__SHORT TASK__: Return, exactly as written, the run of lines that begins at the line containing "Emit a component" and ends at the line containing "const RequiredBar: React.FC". Nothing outside that run belongs in the answer.

Entries with page source code
- - - -
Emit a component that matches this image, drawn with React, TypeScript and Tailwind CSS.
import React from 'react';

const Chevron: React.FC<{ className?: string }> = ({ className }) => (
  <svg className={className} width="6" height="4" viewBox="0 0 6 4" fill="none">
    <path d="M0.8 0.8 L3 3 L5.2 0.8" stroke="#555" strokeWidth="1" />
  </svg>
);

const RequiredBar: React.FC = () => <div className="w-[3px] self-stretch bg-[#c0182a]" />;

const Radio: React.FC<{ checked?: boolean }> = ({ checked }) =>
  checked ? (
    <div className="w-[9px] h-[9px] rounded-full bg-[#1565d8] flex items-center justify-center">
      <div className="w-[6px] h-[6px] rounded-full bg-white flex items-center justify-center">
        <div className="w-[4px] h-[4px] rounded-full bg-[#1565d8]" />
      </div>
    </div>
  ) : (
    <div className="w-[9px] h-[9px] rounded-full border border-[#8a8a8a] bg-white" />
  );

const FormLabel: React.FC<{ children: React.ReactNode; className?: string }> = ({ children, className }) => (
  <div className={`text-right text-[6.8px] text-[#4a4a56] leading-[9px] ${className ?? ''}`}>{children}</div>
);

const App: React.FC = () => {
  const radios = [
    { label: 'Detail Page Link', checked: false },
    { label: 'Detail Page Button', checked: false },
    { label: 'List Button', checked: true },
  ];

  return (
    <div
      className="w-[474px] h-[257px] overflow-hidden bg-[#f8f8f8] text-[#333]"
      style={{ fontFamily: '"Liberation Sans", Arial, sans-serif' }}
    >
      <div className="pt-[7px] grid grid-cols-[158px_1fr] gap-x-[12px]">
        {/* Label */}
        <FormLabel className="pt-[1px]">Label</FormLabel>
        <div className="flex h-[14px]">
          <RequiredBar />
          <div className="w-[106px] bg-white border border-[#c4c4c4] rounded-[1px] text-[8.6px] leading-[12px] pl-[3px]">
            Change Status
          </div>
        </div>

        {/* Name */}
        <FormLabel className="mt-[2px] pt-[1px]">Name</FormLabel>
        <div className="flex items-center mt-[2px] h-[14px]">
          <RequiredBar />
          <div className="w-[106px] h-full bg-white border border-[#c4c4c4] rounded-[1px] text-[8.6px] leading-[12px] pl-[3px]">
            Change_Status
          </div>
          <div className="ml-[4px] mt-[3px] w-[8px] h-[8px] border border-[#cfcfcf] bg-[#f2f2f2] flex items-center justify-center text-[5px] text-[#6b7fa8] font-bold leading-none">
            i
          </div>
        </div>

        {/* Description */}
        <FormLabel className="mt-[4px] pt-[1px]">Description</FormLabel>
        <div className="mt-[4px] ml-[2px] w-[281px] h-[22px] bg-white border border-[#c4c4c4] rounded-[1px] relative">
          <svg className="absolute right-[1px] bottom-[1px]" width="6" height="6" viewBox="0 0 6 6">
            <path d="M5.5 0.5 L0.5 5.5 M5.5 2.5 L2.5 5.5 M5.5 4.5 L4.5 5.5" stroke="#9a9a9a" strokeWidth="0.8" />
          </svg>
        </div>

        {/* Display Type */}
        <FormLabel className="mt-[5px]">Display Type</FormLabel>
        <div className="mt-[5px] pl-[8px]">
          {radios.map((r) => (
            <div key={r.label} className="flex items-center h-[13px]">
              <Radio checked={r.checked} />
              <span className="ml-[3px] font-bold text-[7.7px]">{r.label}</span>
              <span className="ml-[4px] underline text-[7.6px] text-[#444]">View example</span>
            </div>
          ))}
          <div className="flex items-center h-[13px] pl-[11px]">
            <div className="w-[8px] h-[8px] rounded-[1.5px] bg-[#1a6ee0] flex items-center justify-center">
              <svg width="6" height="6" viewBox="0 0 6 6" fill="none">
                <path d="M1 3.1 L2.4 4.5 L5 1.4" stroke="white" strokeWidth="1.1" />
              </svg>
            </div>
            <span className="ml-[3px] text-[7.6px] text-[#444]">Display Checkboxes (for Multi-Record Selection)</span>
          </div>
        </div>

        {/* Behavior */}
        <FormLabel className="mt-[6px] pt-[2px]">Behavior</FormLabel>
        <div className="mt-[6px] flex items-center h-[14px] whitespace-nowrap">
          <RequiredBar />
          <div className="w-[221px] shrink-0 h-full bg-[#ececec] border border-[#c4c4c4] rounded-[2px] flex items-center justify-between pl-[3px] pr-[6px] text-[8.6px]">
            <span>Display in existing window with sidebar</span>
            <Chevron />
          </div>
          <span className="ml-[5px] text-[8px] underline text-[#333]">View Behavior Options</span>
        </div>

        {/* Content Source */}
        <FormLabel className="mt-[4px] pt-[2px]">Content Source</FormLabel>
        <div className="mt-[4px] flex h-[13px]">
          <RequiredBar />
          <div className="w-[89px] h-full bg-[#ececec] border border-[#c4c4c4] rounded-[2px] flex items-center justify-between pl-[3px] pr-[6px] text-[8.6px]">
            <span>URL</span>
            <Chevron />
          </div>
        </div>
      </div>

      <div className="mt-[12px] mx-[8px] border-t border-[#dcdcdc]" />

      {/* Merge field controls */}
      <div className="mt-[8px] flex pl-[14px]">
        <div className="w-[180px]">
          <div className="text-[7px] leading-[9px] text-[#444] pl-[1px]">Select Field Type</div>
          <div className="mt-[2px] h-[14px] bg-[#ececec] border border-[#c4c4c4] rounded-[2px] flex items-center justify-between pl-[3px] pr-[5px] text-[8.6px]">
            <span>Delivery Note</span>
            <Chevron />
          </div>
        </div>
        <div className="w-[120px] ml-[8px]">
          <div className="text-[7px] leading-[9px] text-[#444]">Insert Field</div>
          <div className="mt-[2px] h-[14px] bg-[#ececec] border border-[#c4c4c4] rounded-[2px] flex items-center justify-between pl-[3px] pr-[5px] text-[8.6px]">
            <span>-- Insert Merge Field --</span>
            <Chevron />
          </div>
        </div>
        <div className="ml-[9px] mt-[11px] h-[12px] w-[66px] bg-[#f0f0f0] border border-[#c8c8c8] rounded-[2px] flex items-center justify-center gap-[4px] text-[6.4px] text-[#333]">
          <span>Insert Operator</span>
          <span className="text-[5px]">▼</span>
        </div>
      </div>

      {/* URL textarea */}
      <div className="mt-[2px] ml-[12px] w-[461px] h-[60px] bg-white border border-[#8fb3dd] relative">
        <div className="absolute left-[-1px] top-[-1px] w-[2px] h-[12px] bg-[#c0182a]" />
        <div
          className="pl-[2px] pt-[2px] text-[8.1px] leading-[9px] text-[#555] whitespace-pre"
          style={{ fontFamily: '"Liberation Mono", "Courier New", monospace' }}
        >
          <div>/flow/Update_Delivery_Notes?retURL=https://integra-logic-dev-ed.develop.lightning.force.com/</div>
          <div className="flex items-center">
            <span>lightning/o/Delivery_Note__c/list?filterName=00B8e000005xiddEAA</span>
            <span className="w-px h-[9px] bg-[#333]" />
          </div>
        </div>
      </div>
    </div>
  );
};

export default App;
- - - -
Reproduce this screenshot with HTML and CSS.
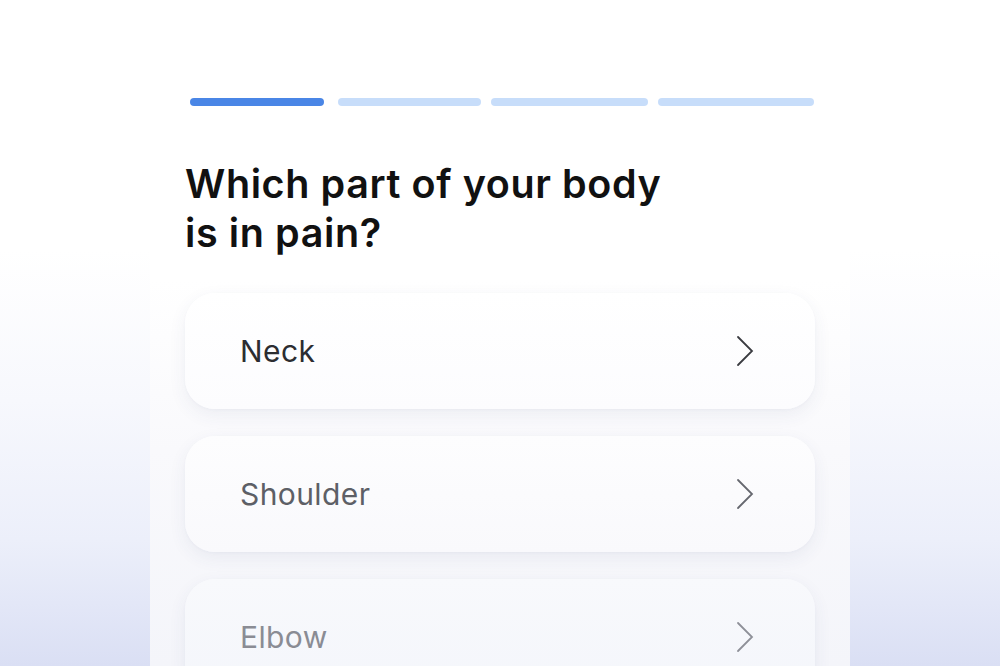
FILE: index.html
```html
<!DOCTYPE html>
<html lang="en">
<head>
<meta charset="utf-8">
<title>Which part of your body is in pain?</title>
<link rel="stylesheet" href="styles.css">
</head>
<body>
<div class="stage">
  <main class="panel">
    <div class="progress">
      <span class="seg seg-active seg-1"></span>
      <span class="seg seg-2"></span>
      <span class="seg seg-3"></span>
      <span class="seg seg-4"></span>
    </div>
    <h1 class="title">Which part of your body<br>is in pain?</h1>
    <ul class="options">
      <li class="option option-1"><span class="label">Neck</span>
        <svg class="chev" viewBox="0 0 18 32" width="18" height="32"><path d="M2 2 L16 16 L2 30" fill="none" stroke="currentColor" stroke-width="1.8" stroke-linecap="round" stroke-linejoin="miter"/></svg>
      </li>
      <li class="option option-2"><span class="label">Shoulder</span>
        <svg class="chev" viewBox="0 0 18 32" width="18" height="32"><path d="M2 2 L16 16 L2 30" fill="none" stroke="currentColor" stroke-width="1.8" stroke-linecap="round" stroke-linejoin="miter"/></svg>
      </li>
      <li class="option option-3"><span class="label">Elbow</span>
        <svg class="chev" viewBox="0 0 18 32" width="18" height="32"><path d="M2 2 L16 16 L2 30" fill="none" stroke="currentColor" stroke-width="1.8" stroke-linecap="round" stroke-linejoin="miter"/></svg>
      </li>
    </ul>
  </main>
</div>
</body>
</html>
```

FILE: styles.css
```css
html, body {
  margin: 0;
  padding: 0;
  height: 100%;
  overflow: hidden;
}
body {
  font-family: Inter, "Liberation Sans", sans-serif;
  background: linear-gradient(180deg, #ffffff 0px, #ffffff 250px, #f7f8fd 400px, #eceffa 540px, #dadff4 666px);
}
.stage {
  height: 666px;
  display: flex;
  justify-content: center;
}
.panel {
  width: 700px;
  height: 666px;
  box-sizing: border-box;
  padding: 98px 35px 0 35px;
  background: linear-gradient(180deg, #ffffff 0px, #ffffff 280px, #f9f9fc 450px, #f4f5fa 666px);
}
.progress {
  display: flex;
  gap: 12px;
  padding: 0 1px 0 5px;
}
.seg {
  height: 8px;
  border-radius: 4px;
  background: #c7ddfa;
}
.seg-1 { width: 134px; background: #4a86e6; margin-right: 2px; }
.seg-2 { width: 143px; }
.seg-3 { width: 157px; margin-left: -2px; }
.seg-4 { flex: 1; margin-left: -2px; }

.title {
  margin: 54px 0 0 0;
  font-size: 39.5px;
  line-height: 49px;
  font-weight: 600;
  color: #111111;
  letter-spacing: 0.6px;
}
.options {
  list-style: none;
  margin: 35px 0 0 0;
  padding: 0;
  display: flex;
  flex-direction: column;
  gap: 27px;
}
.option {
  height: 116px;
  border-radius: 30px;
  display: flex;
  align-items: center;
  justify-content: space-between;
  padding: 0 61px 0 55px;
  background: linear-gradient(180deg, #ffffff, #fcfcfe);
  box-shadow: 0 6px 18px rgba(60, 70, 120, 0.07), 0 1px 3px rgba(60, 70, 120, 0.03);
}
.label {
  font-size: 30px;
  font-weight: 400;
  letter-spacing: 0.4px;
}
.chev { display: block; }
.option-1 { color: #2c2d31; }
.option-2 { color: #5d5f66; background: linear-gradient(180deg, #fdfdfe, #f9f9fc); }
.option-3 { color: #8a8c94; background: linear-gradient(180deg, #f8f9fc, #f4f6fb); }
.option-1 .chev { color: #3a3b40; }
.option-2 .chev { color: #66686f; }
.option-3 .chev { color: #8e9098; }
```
- - - -
__EXERCISE OUTPUT__:
Emit a component that matches this image, drawn with React, TypeScript and Tailwind CSS.
import React from 'react';

const Chevron: React.FC<{ className?: string }> = ({ className }) => (
  <svg className={className} width="6" height="4" viewBox="0 0 6 4" fill="none">
    <path d="M0.8 0.8 L3 3 L5.2 0.8" stroke="#555" strokeWidth="1" />
  </svg>
);

const RequiredBar: React.FC = () => <div className="w-[3px] self-stretch bg-[#c0182a]" />;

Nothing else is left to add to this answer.